* Work to complete
Scan the entries below. List each line with "image".

* Supplied data
┌──
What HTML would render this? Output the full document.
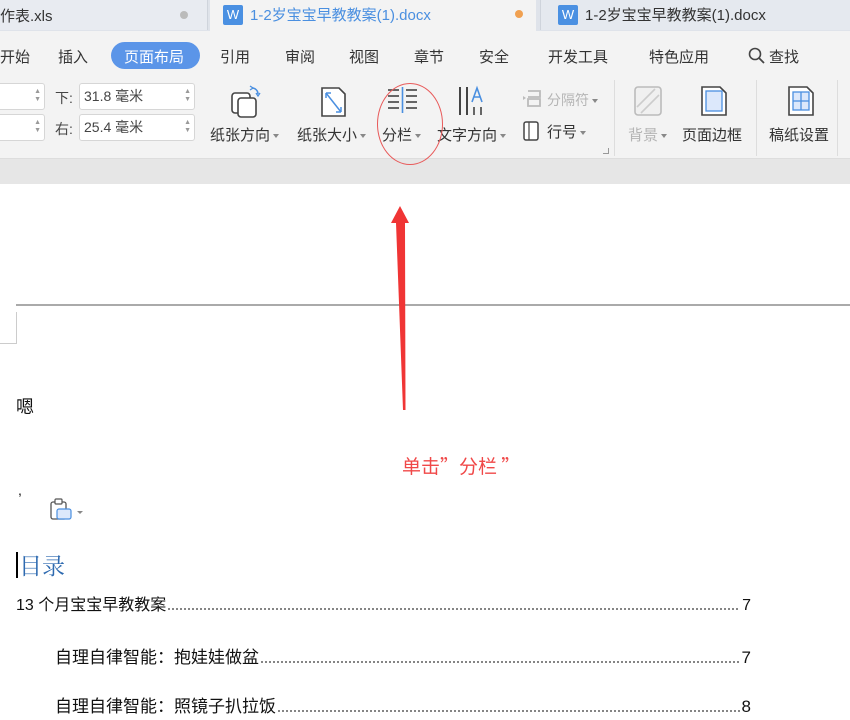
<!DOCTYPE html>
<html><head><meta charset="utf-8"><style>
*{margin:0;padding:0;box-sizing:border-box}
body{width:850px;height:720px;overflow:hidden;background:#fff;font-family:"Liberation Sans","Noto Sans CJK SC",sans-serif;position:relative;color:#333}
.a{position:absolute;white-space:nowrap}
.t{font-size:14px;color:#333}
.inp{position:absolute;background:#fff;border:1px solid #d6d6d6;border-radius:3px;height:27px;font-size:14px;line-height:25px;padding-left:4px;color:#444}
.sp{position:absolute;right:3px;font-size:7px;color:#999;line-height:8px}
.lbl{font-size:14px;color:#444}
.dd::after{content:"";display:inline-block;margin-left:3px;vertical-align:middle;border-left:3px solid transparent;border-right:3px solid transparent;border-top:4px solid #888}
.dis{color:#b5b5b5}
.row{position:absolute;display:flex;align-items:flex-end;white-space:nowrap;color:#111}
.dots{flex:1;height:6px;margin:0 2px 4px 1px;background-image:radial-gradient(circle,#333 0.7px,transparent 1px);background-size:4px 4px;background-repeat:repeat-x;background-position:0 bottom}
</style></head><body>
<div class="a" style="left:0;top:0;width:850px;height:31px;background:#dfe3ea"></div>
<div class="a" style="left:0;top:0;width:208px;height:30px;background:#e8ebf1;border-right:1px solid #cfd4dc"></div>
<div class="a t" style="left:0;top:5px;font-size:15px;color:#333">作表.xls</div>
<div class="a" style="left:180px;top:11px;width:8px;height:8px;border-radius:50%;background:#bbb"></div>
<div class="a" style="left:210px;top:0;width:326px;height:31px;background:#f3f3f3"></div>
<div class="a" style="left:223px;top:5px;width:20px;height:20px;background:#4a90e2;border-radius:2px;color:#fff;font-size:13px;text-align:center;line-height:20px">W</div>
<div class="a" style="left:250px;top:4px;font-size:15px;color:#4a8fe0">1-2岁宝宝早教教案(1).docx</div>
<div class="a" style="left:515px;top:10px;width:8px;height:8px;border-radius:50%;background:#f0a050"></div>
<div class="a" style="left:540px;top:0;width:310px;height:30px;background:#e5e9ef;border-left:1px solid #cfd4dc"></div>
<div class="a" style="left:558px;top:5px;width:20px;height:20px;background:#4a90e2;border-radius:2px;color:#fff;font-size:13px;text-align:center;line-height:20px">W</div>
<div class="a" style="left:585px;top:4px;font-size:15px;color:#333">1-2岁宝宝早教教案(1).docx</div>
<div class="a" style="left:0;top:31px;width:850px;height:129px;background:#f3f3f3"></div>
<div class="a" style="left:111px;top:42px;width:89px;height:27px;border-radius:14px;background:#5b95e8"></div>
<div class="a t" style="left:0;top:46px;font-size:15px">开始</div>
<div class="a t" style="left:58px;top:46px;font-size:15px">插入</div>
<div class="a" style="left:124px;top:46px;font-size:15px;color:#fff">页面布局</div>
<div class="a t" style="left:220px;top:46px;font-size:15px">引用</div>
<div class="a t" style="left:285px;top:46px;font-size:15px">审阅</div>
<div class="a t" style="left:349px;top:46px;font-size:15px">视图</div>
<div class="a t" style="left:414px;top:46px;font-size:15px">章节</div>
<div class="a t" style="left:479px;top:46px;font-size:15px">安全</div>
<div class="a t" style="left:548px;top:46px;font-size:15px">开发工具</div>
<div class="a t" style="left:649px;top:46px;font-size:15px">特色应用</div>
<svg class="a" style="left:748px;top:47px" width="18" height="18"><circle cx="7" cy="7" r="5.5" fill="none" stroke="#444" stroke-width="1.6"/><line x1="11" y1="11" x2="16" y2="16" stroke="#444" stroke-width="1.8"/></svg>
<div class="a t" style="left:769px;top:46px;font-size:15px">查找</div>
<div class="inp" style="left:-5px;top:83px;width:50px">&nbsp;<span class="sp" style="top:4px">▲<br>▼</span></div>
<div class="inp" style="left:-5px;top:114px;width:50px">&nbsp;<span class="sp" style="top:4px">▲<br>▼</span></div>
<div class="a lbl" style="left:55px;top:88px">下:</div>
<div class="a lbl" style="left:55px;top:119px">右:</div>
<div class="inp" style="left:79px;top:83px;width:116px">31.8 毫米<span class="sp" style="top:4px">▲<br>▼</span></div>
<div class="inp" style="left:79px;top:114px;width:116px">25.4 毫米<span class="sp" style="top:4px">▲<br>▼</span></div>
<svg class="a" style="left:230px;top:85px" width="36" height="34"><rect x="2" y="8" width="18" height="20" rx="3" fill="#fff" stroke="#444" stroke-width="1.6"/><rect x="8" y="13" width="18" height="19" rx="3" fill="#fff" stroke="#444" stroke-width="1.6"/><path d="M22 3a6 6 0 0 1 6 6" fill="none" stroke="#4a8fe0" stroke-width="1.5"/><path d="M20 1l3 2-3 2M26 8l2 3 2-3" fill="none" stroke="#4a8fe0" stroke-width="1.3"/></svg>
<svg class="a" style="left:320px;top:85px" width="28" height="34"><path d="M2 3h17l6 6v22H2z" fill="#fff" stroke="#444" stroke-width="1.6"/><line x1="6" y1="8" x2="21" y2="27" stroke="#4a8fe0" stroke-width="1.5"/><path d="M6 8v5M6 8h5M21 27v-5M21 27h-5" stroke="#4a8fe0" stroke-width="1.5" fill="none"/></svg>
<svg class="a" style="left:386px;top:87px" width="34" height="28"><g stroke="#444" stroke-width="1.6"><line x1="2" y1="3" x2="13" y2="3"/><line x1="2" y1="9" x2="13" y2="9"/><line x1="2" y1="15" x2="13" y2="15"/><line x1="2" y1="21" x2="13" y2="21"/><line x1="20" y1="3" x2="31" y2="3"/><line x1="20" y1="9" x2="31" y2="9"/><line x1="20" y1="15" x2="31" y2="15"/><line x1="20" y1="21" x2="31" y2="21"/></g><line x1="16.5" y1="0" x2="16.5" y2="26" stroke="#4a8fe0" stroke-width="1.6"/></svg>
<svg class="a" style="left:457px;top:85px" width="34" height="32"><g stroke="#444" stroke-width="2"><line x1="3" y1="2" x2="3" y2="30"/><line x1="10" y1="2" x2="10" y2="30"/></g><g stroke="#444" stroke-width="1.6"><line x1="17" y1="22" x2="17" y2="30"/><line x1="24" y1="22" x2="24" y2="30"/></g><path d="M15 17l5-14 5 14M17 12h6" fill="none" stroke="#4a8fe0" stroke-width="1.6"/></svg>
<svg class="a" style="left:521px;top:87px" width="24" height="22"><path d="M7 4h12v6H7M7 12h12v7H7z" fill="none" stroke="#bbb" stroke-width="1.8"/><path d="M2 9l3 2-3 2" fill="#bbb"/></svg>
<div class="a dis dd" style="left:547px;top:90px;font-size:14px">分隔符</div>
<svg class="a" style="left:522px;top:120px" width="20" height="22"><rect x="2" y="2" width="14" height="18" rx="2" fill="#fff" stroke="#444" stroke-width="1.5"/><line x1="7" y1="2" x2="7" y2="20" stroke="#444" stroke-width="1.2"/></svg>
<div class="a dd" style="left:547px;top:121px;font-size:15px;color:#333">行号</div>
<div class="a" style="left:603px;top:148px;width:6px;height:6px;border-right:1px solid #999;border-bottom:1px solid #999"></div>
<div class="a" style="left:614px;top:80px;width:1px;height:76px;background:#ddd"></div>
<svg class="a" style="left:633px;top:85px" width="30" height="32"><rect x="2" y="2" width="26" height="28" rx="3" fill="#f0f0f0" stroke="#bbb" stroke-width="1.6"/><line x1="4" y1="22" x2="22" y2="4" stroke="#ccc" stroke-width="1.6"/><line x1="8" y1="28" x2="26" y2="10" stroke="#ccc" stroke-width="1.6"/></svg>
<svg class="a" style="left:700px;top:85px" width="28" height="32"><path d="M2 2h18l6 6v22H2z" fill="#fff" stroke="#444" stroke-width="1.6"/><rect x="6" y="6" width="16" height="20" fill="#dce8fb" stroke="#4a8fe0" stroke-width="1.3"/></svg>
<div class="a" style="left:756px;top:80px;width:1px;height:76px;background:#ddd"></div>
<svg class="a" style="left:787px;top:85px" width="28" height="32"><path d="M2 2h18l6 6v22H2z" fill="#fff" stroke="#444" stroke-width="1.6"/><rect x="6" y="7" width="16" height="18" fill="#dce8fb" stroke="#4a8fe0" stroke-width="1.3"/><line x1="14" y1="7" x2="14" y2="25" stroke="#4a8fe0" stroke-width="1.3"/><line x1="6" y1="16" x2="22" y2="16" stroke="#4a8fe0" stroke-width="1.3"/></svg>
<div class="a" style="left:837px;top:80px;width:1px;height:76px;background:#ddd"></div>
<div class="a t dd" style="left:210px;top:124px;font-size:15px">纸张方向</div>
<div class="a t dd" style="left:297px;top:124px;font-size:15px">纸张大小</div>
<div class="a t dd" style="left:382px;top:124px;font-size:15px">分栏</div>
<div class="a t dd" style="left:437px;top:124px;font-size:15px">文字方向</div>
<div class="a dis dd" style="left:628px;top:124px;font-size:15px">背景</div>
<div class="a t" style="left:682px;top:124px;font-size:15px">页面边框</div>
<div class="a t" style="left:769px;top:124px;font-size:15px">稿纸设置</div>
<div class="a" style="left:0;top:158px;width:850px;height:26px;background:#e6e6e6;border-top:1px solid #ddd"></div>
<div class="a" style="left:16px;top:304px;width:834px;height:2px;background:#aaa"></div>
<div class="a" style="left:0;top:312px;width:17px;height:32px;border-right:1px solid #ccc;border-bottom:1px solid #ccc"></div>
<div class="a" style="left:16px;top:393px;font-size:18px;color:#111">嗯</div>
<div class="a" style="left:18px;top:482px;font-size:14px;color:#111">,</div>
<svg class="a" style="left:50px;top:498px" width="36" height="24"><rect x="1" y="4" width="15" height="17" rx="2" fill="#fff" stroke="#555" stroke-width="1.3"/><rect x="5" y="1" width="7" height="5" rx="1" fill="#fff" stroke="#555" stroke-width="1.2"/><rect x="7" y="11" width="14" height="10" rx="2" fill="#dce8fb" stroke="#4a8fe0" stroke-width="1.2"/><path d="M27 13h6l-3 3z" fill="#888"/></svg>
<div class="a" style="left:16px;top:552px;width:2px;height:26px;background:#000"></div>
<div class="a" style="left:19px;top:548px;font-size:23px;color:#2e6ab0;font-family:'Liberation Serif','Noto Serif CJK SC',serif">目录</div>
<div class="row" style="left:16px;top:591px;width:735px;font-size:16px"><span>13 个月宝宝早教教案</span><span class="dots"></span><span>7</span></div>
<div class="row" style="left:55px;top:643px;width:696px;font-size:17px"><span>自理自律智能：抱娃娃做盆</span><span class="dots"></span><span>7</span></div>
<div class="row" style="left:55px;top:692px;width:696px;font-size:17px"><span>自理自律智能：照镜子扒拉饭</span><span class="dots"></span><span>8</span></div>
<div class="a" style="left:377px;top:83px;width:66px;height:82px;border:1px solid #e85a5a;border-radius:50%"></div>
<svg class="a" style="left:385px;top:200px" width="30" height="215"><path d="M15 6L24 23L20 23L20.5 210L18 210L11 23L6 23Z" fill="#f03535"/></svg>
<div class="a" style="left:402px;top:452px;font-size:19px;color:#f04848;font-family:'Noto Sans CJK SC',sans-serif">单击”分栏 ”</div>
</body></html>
└──
┌──
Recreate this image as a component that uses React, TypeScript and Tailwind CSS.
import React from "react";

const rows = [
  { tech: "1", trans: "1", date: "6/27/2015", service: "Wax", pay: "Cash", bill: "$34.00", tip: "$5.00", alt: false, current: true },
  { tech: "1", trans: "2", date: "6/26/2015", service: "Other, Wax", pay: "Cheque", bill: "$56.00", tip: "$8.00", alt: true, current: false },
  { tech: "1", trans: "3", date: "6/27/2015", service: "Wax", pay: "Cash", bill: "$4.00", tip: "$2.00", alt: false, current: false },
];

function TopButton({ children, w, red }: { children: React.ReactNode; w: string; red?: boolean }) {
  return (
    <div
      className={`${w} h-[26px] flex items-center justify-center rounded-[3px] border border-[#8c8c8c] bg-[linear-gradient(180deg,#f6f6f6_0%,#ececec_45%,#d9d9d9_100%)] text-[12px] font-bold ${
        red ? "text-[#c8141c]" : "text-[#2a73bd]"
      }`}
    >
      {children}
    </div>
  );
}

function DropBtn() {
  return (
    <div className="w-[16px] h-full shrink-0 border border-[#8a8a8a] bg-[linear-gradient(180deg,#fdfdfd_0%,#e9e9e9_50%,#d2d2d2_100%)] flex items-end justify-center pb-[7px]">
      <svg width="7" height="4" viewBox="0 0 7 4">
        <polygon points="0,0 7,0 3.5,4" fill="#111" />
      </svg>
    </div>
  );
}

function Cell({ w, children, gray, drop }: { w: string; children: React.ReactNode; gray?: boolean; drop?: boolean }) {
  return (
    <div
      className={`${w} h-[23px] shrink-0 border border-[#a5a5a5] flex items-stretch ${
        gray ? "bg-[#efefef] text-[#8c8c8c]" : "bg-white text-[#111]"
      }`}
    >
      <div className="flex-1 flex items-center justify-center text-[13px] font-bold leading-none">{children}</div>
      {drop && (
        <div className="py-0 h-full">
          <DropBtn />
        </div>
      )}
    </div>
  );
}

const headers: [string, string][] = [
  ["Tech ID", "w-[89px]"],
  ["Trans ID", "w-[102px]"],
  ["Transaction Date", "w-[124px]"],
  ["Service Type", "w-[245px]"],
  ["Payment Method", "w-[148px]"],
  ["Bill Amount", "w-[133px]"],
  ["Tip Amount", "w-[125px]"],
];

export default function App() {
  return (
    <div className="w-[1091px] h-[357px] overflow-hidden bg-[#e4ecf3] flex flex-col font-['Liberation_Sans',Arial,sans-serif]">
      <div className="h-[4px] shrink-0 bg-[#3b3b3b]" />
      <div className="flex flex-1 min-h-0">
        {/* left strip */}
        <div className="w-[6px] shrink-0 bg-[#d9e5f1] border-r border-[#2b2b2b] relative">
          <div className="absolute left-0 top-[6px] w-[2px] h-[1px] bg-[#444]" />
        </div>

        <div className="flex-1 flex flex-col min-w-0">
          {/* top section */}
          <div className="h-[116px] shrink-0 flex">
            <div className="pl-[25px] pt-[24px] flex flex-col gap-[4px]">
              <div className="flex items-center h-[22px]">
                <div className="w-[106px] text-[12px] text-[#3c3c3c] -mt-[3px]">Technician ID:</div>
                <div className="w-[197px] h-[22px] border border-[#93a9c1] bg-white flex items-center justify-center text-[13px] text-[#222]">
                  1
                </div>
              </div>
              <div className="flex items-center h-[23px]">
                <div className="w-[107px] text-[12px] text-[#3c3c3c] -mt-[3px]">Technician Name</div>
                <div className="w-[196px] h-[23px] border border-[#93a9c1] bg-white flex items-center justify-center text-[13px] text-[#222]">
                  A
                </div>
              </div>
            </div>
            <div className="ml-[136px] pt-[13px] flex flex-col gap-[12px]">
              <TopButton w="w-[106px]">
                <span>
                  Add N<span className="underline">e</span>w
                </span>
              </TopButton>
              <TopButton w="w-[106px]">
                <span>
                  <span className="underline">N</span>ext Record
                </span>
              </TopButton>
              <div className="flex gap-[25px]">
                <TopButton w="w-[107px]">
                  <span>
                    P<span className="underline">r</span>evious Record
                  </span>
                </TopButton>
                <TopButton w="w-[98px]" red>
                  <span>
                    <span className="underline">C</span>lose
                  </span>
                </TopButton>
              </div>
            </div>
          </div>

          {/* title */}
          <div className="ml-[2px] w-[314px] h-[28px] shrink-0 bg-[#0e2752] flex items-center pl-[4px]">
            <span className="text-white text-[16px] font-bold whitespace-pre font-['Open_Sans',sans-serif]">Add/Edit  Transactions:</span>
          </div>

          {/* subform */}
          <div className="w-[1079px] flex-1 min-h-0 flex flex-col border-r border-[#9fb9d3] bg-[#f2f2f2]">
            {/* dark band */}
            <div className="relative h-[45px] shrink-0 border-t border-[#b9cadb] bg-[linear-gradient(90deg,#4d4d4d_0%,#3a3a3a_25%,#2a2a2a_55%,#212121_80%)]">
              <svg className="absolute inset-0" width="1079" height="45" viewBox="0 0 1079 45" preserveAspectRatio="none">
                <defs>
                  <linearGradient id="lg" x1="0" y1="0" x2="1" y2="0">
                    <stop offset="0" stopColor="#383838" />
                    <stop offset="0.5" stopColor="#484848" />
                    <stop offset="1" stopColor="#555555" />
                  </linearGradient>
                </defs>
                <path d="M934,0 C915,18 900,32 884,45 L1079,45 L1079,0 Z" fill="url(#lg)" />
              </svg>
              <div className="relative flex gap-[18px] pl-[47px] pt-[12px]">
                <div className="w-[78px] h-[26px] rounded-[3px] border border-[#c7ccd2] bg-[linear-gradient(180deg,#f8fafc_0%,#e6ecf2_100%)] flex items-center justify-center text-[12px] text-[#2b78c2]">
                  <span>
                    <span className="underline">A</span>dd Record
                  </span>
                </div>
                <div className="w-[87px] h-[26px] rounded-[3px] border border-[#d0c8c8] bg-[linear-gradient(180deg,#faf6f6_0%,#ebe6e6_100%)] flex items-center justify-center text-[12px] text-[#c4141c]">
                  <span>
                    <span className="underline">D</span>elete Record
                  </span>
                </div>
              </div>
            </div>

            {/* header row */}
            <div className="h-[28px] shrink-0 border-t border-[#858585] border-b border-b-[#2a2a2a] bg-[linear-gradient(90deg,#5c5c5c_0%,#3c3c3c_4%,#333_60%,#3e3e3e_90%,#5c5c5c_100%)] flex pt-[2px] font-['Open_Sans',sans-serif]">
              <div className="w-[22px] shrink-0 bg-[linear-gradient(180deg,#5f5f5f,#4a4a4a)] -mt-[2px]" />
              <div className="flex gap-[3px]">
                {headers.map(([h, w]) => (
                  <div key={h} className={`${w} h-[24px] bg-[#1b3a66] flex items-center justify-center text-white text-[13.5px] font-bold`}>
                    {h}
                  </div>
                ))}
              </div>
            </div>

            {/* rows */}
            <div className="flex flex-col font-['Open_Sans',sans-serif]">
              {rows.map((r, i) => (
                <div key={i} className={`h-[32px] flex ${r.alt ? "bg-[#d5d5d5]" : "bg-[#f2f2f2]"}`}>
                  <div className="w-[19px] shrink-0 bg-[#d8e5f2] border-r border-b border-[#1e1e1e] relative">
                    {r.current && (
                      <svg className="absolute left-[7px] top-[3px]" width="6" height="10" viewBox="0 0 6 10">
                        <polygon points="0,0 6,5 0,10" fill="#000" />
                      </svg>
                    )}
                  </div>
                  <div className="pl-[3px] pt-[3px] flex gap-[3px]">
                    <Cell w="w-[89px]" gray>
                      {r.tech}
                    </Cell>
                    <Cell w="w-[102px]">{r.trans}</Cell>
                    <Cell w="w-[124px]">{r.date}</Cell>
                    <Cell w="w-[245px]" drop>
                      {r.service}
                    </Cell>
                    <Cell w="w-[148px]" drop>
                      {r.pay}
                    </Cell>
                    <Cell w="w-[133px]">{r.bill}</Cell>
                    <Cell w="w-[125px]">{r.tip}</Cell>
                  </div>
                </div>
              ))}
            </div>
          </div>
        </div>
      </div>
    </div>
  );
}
└──
* Reply
.dots{flex:1;height:6px;margin:0 2px 4px 1px;background-image:radial-gradient(circle,#333 0.7px,transparent 1px);background-size:4px 4px;background-repeat:repeat-x;background-position:0 bottom}
Recreate this image as a component that uses React, TypeScript and Tailwind CSS.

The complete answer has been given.